One design principle that is important to a piece of industrial machinery such as an Iron Sportster. Do not change it too often.

It would be wrong to say I have learned a lot about Sportster design. Instead, a lot of great people taught me a lot about Sportster design. Duncan Keller taught me about engines.

Vance Breese taught me about racing and a lot of other things.

Bill Johnson taught me to hate covers since they only hide problems. He rode a Shovelhead with only a red shop towel on the battery. He considered the seat another useless cover.

Roger Shaw taught me to not use silicone to glue my bike together. Sportster Jim explained that ignition timing, even a degree or two, can make a big difference.

A cross-section of the Iron Sportster transmission. Genius.
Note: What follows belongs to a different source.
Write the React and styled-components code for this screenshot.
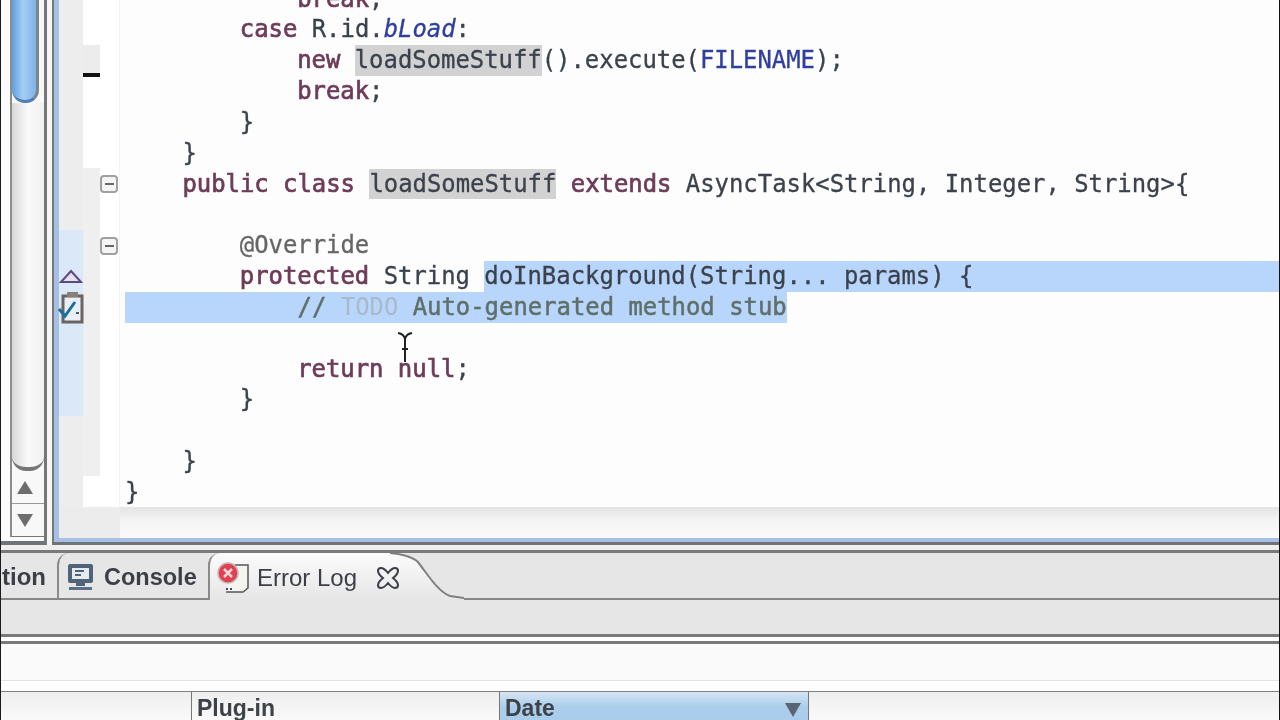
import React from "react";
import styled, { createGlobalStyle } from "styled-components";

const Global = createGlobalStyle`
  html, body {
    margin: 0;
    padding: 0;
    width: 1280px;
    height: 720px;
    overflow: hidden;
    background: #e6e6e6;
  }
`;

const Page = styled.div`
  width: 1280px;
  height: 720px;
  box-sizing: border-box;
  display: flex;
  flex-direction: column;
  overflow: hidden;
  background: #eeeeee;
  border-left: 1px solid #1a1a1a;
  border-right: 1px solid #111;
  font-family: "Liberation Sans", Arial, sans-serif;
  filter: blur(0.45px);
`;

const Workspace = styled.div`
  height: 545px;
  flex: none;
  display: flex;
  background: #f6f6f6;
`;

const ScrollWrap = styled.div`
  width: 46px;
  flex: none;
  box-sizing: border-box;
  margin-right: 5px;
  padding: 0 0 4px 9px;
  display: flex;
  background: #fbfbfb;
  border-right: 3px solid #777;
  border-bottom: 4px solid #6f7378;
`;

const ScrollColumn = styled.div`
  flex: 1;
  display: flex;
  flex-direction: column;
  background: #f8f8f8;
  border-left: 2px solid #8c8c8c;
  border-bottom: 1px solid #777;
`;

const Thumb = styled.div`
  height: 100px;
  flex: none;
  margin-right: 5px;
  background: linear-gradient(90deg, #5d9fe0, #a5cdf3 45%, #7db4ea);
  border-right: 3px solid #808488;
  border-radius: 0 0 13px 13px;
  border-bottom: 3px solid #4f80b4;
`;

const Track = styled.div`
  flex: 1;
  background: linear-gradient(90deg, #d8d8d8, #fafafa 50%, #f0f0f0);
  border-radius: 0 0 14px 14px;
  border-bottom: 4px solid #777;
`;

const Arrows = styled.div`
  height: 65px;
  flex: none;
  display: flex;
  flex-direction: column;
`;

const ArrowCell = styled.div`
  flex: 1;
  display: flex;
  align-items: center;
  justify-content: center;
  padding-right: 7px;
  border-top: ${(p) => (p.$down ? "1px solid #999" : "none")};
`;

const Arrow = styled.div`
  width: 0;
  height: 0;
  border-left: 8px solid transparent;
  border-right: 8px solid transparent;
  ${(p) => (p.$down ? "border-top: 13px solid #6d6d6d;" : "border-bottom: 13px solid #6d6d6d;")}
`;

const EditorFrame = styled.div`
  flex: 1;
  min-width: 0;
  border-left: 2px solid #777;
  border-bottom: 3px solid #6f7378;
`;

const EditorInner = styled.div`
  height: 100%;
  box-sizing: border-box;
  display: flex;
  flex-direction: column;
  border-left: 5px solid #a6bfe4;
  border-bottom: 4px solid #a6bfe4;
`;

const EditorBody = styled.div`
  height: 507px;
  flex: none;
  display: flex;
`;

const Ruler = styled.div`
  width: 24px;
  flex: none;
  position: relative;
  display: flex;
  flex-direction: column;
  background: #ededed;
`;

const Band = styled.div`
  height: ${(p) => p.$h}px;
  flex: none;
  background: ${(p) => p.$c};
`;

const DashBand = styled(Band)`
  box-sizing: border-box;
  border-bottom: 4px solid #111;
`;

const TaskIcon = styled.svg`
  position: absolute;
  left: -2px;
  top: 268px;
`;

const AnnotationColumn = styled.div`
  width: 17px;
  flex: none;
  display: flex;
  flex-direction: column;
  background: #fff;
`;

const FoldColumn = styled.div`
  width: 20px;
  flex: none;
  display: flex;
  flex-direction: column;
  box-sizing: border-box;
  background: #fff;
  border-right: 1px solid #f3f3f3;
`;

const FoldSpace = styled.div`
  height: ${(p) => p.$h}px;
  flex: none;
`;

const Minus = styled.div`
  width: 18px;
  height: 18px;
  flex: none;
  box-sizing: border-box;
  border: 2px solid #a0a0a0;
  border-radius: 4px;
  background: #f4f4f4;
  display: flex;
  align-items: center;
  justify-content: center;

  &::before {
    content: "";
    width: 9px;
    height: 2px;
    background: #666;
  }
`;

const Code = styled.div`
  flex: 1;
  min-width: 0;
  position: relative;
  overflow: hidden;
  background: #fdfdfd;
  padding-left: 5px;
  font-family: "DejaVu Sans Mono", monospace;
  font-size: 23.9px;
  color: #3b424c;
  -webkit-text-stroke: 0.3px currentColor;
`;

const Line = styled.div`
  height: 30.85px;
  line-height: 30.85px;
  white-space: pre;
  padding-left: ${(p) => (p.$indent || 0) * 57.4}px;

  &:first-child {
    margin-top: -16.5px;
  }
`;

const Kw = styled.span`
  color: #6d3c59;
  -webkit-text-stroke: 0.7px currentColor;
`;

const Field = styled.span`
  color: #2f3f9c;
  font-style: ${(p) => (p.$italic ? "italic" : "normal")};
`;

const Mark = styled.span`
  display: inline-block;
  height: 30.85px;
  background: #d2d2d2;
`;

const Sel = styled.span`
  display: inline-block;
  height: 30.85px;
  width: ${(p) => p.$w};
  background: #b8d5fb;
`;

const Comment = styled.span`
  color: #5f6f6a;
  -webkit-text-stroke: 0.5px currentColor;
`;

const Todo = styled.span`
  color: #a9b9ca;
  -webkit-text-stroke: 0;
`;

const Anno = styled.span`
  color: #666;
`;

const Cursor = styled.svg`
  position: absolute;
  left: 276px;
  top: 331px;
`;

const EditorFoot = styled.div`
  flex: 1;
  display: flex;
  background: linear-gradient(#e4e4e4, #f4f4f4 45%, #fdf9fc);
`;

const FootLeft = styled.div`
  width: 61px;
  flex: none;
  background: #ececec;
`;

const TabBar = styled.div`
  height: 50px;
  flex: none;
  box-sizing: border-box;
  margin-top: 5px;
  display: flex;
  background: #e6e6e6;
  border-top: 3px solid #7a7a7a;
  border-bottom: 2px solid #858585;
`;

const Tab = styled.div`
  flex: none;
  display: flex;
  align-items: center;
  box-sizing: border-box;
  height: 100%;
  padding-top: 3px;
  font-size: 24px;
  color: #3c4046;
`;

const TabPrev = styled(Tab)`
  width: 56px;
  justify-content: flex-end;
  padding-right: 11px;
  font-weight: bold;
  overflow: hidden;
`;

const TabConsole = styled(Tab)`
  width: 151px;
  gap: 10px;
  padding-left: 8px;
  font-size: 23.5px;
  font-weight: bold;
  border-left: 2px solid #8a8a8a;
  border-top-left-radius: 12px;
`;

const TabActive = styled(Tab)`
  width: 182px;
  height: calc(100% + 2px);
  position: relative;
  z-index: 0;
  padding-left: 7px;
  background: linear-gradient(#fbfbfb, #e6e6e6);
  border-left: 2px solid #8a8a8a;
  border-top-left-radius: 12px;
`;

const TabIcon = styled.svg`
  flex: none;
`;

const TabLabel = styled.span`
  flex: none;
  margin-left: 8px;
  white-space: nowrap;
`;

const CloseIcon = styled.svg`
  margin-left: 19px;
  flex: none;
`;

const Curve = styled.svg`
  position: absolute;
  left: 180px;
  top: 0;
  z-index: -1;
`;

const Toolbar = styled.div`
  height: 34px;
  flex: none;
  background: #e6e6e6;
  border-bottom: 3px solid #7a7a7a;
`;

const WhiteGap = styled.div`
  height: 4px;
  flex: none;
  background: #fff;
`;

const Strip = styled.div`
  height: 36px;
  flex: none;
  background: #fafafa;
  border-top: 3px solid #7a7a7a;
  border-bottom: 1px solid #e2e2e2;
`;

const FilterGap = styled.div`
  height: 10px;
  flex: none;
  background: #fdfdfd;
`;

const Headers = styled.div`
  flex: 1;
  display: flex;
  border-top: 1px solid #808080;
  background: linear-gradient(#eeeeee, #fafafa);
  font-size: 23px;
  font-weight: bold;
  color: #3d4248;
`;

const Head = styled.div`
  width: ${(p) => (p.$w ? `${p.$w}px` : "auto")};
  flex: ${(p) => (p.$w ? "none" : 1)};
  box-sizing: border-box;
  display: flex;
  justify-content: space-between;
  padding: 3px 0 0 5px;
  border-right: ${(p) => (p.$last ? "none" : "1px solid #777")};
  background: ${(p) => (p.$sorted ? "linear-gradient(#d6e6f4, #a9cdea 50%)" : "transparent")};
`;

const SortArrow = styled.div`
  width: 0;
  height: 0;
  margin: 8px 7px 0 0;
  border-left: 8px solid transparent;
  border-right: 8px solid transparent;
  border-top: 14px solid #5a6472;
`;

function App() {
  return (
    <Page>
      <Global />
      <Workspace>
        <ScrollWrap>
          <ScrollColumn>
            <Thumb />
            <Track />
            <Arrows>
              <ArrowCell><Arrow /></ArrowCell>
              <ArrowCell $down><Arrow $down /></ArrowCell>
            </Arrows>
          </ScrollColumn>
        </ScrollWrap>
        <EditorFrame>
          <EditorInner>
            <EditorBody>
              <Ruler>
                <Band $h={230} $c="#ededed" />
                <Band $h={186} $c="#dbe8f8" />
                <TaskIcon width="28" height="58" viewBox="0 0 28 58">
                  <path d="M14 3 L24 14 H4 Z" fill="#e6e0f0" stroke="#5b4a80" strokeWidth="2" />
                  <path d="M6 28h19v26H6z" fill="#e8eff6" stroke="#6a6460" strokeWidth="3" />
                  <path d="M10 24h11v5H10z" fill="#8a8078" />
                  <path d="M2 41l6 7 10-14" fill="none" stroke="#1f6f9c" strokeWidth="3" />
                  <path d="M19 45h3" stroke="#555" strokeWidth="2" />
                </TaskIcon>
              </Ruler>
              <AnnotationColumn>
                <Band $h={45} $c="#fff" />
                <DashBand $h={32} $c="#ececec" />
                <Band $h={91} $c="#fff" />
                <Band $h={308} $c="#efefef" />
              </AnnotationColumn>
              <FoldColumn>
                <FoldSpace $h={175} />
                <Minus />
                <FoldSpace $h={44} />
                <Minus />
              </FoldColumn>
              <Code>
                <Line $indent={3}><Kw>break</Kw>;</Line>
                <Line $indent={2}><Kw>case</Kw> R.id.<Field $italic>bLoad</Field>:</Line>
                <Line $indent={3}><Kw>new</Kw> <Mark>loadSomeStuff</Mark>().execute(<Field>FILENAME</Field>);</Line>
                <Line $indent={3}><Kw>break</Kw>;</Line>
                <Line $indent={2}>{"}"}</Line>
                <Line $indent={1}>{"}"}</Line>
                <Line $indent={1}><Kw>public class</Kw> <Mark>loadSomeStuff</Mark> <Kw>extends</Kw> AsyncTask&lt;String, Integer, String&gt;{"{"}</Line>
                <Line />
                <Line $indent={2}><Anno>@Override</Anno></Line>
                <Line $indent={2}><Kw>protected</Kw> String <Sel $w="796px">doInBackground(String... params) {"{"}</Sel></Line>
                <Line><Sel $w="662px"><Comment>{"            // "}<Todo>TODO</Todo> Auto-generated method stub</Comment></Sel></Line>
                <Line />
                <Line $indent={3}><Kw>return null</Kw>;</Line>
                <Line $indent={2}>{"}"}</Line>
                <Line />
                <Line $indent={1}>{"}"}</Line>
                <Line>{"}"}</Line>
                <Cursor width="20" height="34" viewBox="0 0 20 34">
                  <path d="M2 2 Q8 3 9 8 L9 31 M16 2 Q10 3 9 8" fill="none" stroke="#222" strokeWidth="2" />
                  <path d="M6 18h6" stroke="#222" strokeWidth="2" />
                </Cursor>
              </Code>
            </EditorBody>
            <EditorFoot>
              <FootLeft />
            </EditorFoot>
          </EditorInner>
        </EditorFrame>
      </Workspace>
      <TabBar>
        <TabPrev>tion</TabPrev>
        <TabConsole>
          <TabIcon width="27" height="28" viewBox="0 0 27 28">
            <rect x="1" y="1" width="25" height="19" rx="2" fill="#4f6479" />
            <rect x="5" y="5" width="17" height="11" fill="#e6eaee" />
            <path d="M8 8h9M8 12h6" stroke="#4f6479" strokeWidth="2" />
            <rect x="9" y="20" width="9" height="3" fill="#4f6479" />
            <rect x="2" y="24" width="23" height="3" fill="#5c7085" />
          </TabIcon>
          Console
        </TabConsole>
        <TabActive>
          <TabIcon width="32" height="32" viewBox="0 0 32 32">
            <path d="M18 3h13v23l-5 4H9" fill="#f4f4f0" stroke="#555" strokeWidth="1.5" />
            <circle cx="11" cy="11" r="10" fill="#e2404f" stroke="#c4b4b4" strokeWidth="1.5" />
            <path d="M7 7l8 8M15 7l-8 8" stroke="#f6d6d6" strokeWidth="2.5" />
            <path d="M9 27h2M13 27h2" stroke="#446" strokeWidth="2" />
          </TabIcon>
          <TabLabel>Error Log</TabLabel>
          <CloseIcon width="24" height="24" viewBox="0 0 24 24">
            <path d="M2 5 Q2 2 5 2 Q8 2 12 7 Q16 2 19 2 Q22 2 22 5 Q22 8 17 12 Q22 16 22 19 Q22 22 19 22 Q16 22 12 17 Q8 22 5 22 Q2 22 2 19 Q2 16 7 12 Q2 8 2 5Z" fill="none" stroke="#3b3f45" strokeWidth="2" />
          </CloseIcon>
          <Curve width="74" height="47" viewBox="0 0 74 47">
            <defs>
              <linearGradient id="tabFill" x1="0" y1="0" x2="0" y2="1">
                <stop offset="0" stopColor="#fbfbfb" />
                <stop offset="1" stopColor="#e6e6e6" />
              </linearGradient>
            </defs>
            <path d="M0 0 C12 1 20 3 27 8 C37 20 47 38 60 43 L74 45 V47 H0 Z" fill="url(#tabFill)" />
            <path d="M0 0 C12 1 20 3 27 8 C37 20 47 38 60 43 L74 45" fill="none" stroke="#808080" strokeWidth="2" />
          </Curve>
        </TabActive>
      </TabBar>
      <Toolbar />
      <WhiteGap />
      <Strip />
      <FilterGap />
      <Headers>
        <Head $w={191} />
        <Head $w={308}>Plug-in</Head>
        <Head $w={309} $sorted>Date<SortArrow /></Head>
        <Head $last />
      </Headers>
    </Page>
  );
}

export default App;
Roger Reed pointed out there is way too much oil going into the crankcase. Crazy Larry pointed out that most guys run way too rich. He said heat makes power. You want it lean for the heat but not so much heat it melts the pistons.
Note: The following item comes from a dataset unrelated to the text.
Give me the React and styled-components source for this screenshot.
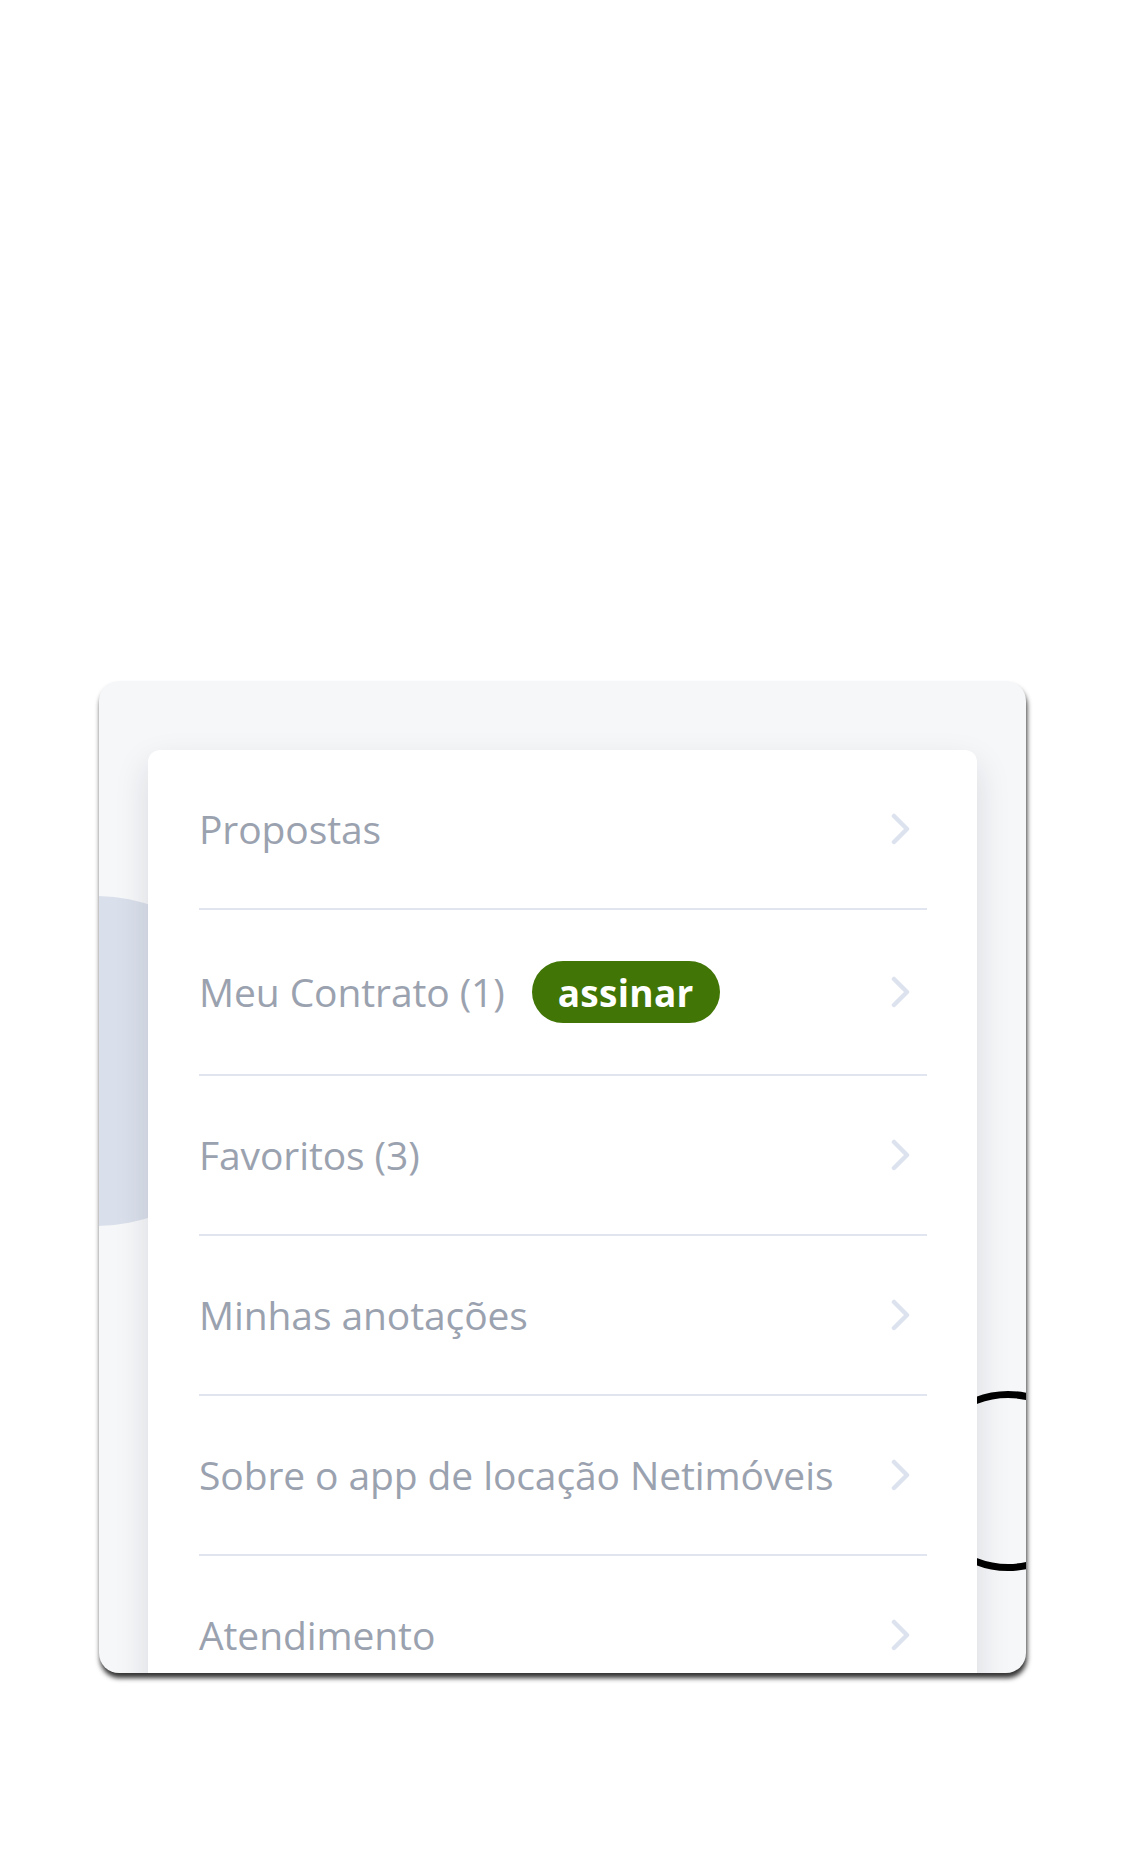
import React from "react";
import styled, { createGlobalStyle } from "styled-components";

const GlobalStyle = createGlobalStyle`
  html, body {
    margin: 0;
    padding: 0;
    background: #ffffff;
  }
  body {
    font-family: "Open Sans", "Noto Sans", sans-serif;
  }
`;

const Page = styled.div`
  width: 1125px;
  min-height: 1872px;
  display: flex;
  justify-content: center;
  align-items: flex-start;
  padding-top: 681px;
  box-sizing: border-box;
  background: #ffffff;
`;

const Sheet = styled.div`
  position: relative;
  width: 927px;
  height: 992px;
  box-sizing: border-box;
  padding: 69px 49px 0;
  background: #f6f7f9;
  border-radius: 20px;
  overflow: hidden;
  box-shadow: 1px 5px 5px rgba(0, 0, 0, 0.8);
`;

const Blob = styled.div`
  position: absolute;
  left: -167px;
  top: 215px;
  width: 330px;
  height: 330px;
  border-radius: 50%;
  background: #dae0eb;
`;

const Ring = styled.div`
  position: absolute;
  left: 819px;
  top: 710px;
  width: 180px;
  height: 180px;
  box-sizing: border-box;
  border-radius: 50%;
  border: 7px solid #000000;
`;

const Card = styled.div`
  position: relative;
  z-index: 1;
  background: #ffffff;
  border-radius: 12px;
  padding: 0 50px 0 51px;
  box-shadow: 0 14px 34px rgba(20, 25, 40, 0.13);
`;

const Row = styled.div`
  display: flex;
  align-items: center;
  padding: ${(p) => (p.$tall ? "51px 0" : "49px 0")};
  border-bottom: 2px solid #e0e5f0;
  box-sizing: border-box;
`;

const Label = styled.span`
  font-family: "Open Sans", "Noto Sans", sans-serif;
  font-size: 39px;
  line-height: 60px;
  color: #9ba2af;
  letter-spacing: -0.1px;
  white-space: nowrap;
`;

const Badge = styled.span`
  display: inline-flex;
  align-items: center;
  justify-content: center;
  height: 62px;
  margin-left: 27px;
  padding: 0 26px;
  border-radius: 31px;
  background: #417505;
  color: #ffffff;
  font-family: "Open Sans", "Noto Sans", sans-serif;
  font-weight: 700;
  font-size: 37px;
  letter-spacing: 0.3px;
  line-height: 1;
`;

const Spacer = styled.span`
  flex: 1;
`;

const Chevron = styled.svg`
  width: 20px;
  height: 32px;
  margin-right: 16px;
  flex-shrink: 0;
`;

function ChevronIcon() {
  return (
    <Chevron viewBox="0 0 20 32" fill="none">
      <polyline
        points="3,3 16,16 3,29"
        stroke="#dde3ee"
        strokeWidth="4.5"
        strokeLinecap="round"
        strokeLinejoin="round"
      />
    </Chevron>
  );
}

const items = [
  { label: "Propostas" },
  { label: "Meu Contrato (1)", badge: "assinar" },
  { label: "Favoritos (3)" },
  { label: "Minhas anotações" },
  { label: "Sobre o app de locação Netimóveis" },
  { label: "Atendimento" },
];

export default function App() {
  return (
    <>
      <GlobalStyle />
      <Page>
        <Sheet>
          <Blob />
          <Ring />
          <Card>
            {items.map((it) => (
              <Row key={it.label} $tall={!!it.badge}>
                <Label>{it.label}</Label>
                {it.badge && <Badge>{it.badge}</Badge>}
                <Spacer />
                <ChevronIcon />
              </Row>
            ))}
          </Card>
        </Sheet>
      </Page>
    </>
  );
}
Seeing old chrome parts pealing taught me to never chrome aluminum, not even billet. You are putting very hard metal coating over a very soft metal. It will not end well in 10 or 20 years. Having to put my bike in a 40-foot trailer halfway to Reno taught me cone motor Sportsters eat ignition flyweights. That and a thousand other things has been a great education. I will try to pass it along here.

Ironhead design starts with any information you can get from the factory manual. Harley gives detailed frame dimensions so we can fix the bikes after a crash.

Based on those dimensions you can draw up the frame pretty well, and in this case, use it to figure out how to mount the 7-Amp-hour battery in the front down low by the motor mounts.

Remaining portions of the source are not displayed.